**Rows:**
-*-
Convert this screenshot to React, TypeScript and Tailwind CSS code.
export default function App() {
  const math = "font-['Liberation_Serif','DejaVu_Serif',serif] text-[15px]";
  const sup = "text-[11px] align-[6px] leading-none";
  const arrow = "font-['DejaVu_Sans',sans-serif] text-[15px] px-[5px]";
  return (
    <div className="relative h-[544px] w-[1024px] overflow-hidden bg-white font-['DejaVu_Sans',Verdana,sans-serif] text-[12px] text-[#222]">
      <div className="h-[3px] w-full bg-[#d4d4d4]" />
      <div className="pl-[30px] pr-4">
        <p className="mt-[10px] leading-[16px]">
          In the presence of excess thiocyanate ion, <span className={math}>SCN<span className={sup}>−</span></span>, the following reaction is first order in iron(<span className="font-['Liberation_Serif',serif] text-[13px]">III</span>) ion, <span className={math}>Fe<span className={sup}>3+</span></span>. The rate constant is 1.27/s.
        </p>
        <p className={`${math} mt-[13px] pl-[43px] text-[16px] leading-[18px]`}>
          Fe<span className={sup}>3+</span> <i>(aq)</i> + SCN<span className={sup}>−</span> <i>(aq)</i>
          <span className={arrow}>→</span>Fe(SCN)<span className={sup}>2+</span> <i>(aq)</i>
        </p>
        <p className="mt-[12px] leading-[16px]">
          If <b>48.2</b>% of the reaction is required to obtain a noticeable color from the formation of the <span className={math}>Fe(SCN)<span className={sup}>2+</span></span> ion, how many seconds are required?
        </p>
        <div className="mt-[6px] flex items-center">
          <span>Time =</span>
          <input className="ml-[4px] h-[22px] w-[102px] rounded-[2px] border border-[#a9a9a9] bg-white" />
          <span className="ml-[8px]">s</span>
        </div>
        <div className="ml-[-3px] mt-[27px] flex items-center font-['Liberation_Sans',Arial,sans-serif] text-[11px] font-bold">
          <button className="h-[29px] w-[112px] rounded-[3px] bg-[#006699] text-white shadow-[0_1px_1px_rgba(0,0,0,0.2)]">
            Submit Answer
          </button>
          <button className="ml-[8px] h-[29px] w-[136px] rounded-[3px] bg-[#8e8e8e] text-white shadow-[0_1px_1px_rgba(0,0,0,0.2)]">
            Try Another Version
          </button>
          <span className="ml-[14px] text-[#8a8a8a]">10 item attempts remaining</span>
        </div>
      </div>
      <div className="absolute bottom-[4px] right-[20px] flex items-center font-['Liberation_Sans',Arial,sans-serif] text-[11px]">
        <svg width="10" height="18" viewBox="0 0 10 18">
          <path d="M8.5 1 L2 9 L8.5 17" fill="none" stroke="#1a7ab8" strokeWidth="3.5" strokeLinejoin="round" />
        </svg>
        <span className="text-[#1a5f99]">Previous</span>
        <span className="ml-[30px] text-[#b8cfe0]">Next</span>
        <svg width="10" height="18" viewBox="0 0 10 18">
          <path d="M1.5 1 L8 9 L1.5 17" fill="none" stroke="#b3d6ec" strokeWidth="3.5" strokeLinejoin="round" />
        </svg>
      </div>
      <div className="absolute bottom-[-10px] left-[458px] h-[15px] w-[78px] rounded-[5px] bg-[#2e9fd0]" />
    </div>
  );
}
-*-
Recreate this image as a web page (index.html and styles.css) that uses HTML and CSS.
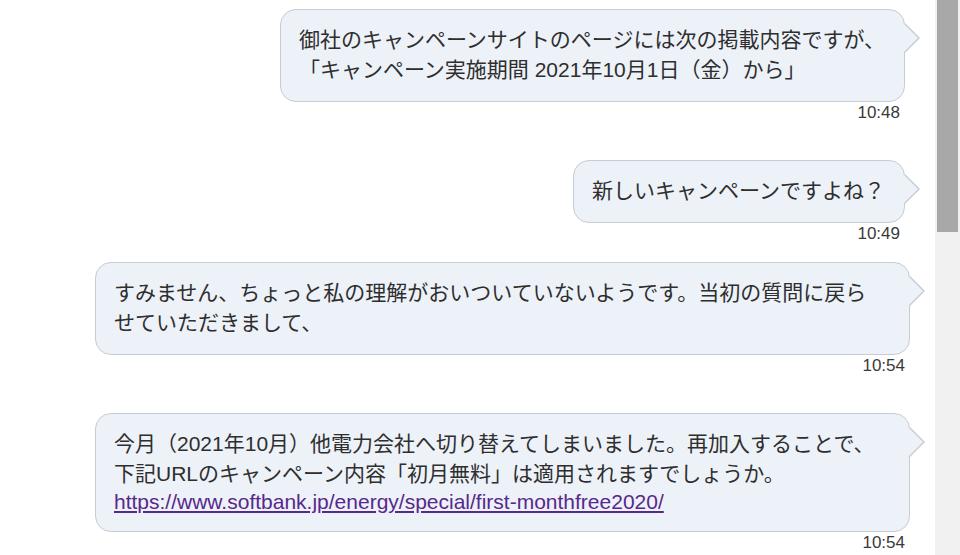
-*-
**Stated task:** Find every line in the records above that contains the word "this", and copy each one.

**Problem solution:**
Convert this screenshot to React, TypeScript and Tailwind CSS code.
Recreate this image as a web page (index.html and styles.css) that uses HTML and CSS.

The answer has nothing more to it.